# Probably should of started here



## Kris Jensen (Aug 15, 2015)




----------



## Jwest7788 (Aug 23, 2015)

Kris Jensen said:


> Probably should learn how to spell too "started here"


Fixed that for you.

Looking good with the water bed. Is the green colour an additive or just the water doing that?

How much water is in there?


----------



## Kris Jensen (Aug 23, 2015)

I painted it a bright green on the inside so I could easily see the parts that drop through but after a few cuts I realized that while there is no more smoke or sparks in the garage anymore it needs to go somewhere. The water is collecting everything and now the water is brown and the green is useless. Will have to look into additives and there different uses.

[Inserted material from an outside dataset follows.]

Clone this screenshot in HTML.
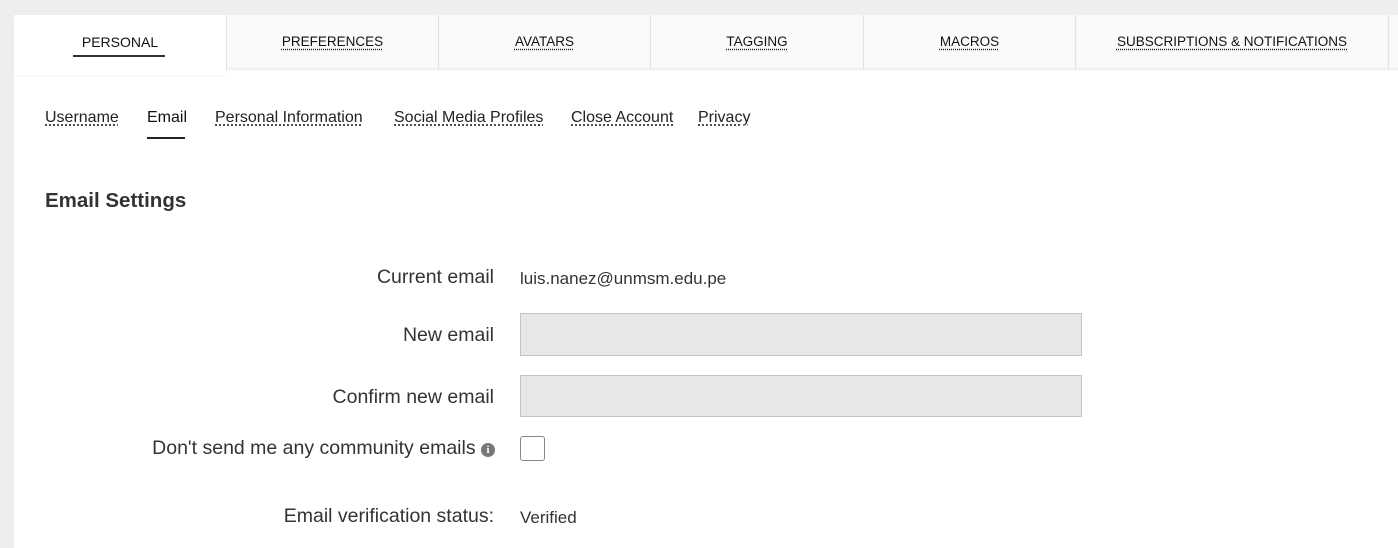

There is approximately 55 gallons in it which makes the water 3" deep


----------



## kylemp (Aug 26, 2015)

Try using either sodium nitrite or arm and hammer so clean, those will stop the rusting for a while. When I built mine I got a bag of sodium nitrite but haven't used it yet.. You don't need much apparently. Just look online for plasma quench recipes and you'll find some. The only thing I haven't found is a insecticide to add. You'll get some little bugs in there if you leave it.. 

The trade off for not having metal smoke in the air is a dirty table but that's a small price to pay, just try running it dry for an hour. 

What plasma machine are you running?


----------



## Kris Jensen (Aug 26, 2015)

Thx for the info, I got a everlast pp 80.


----------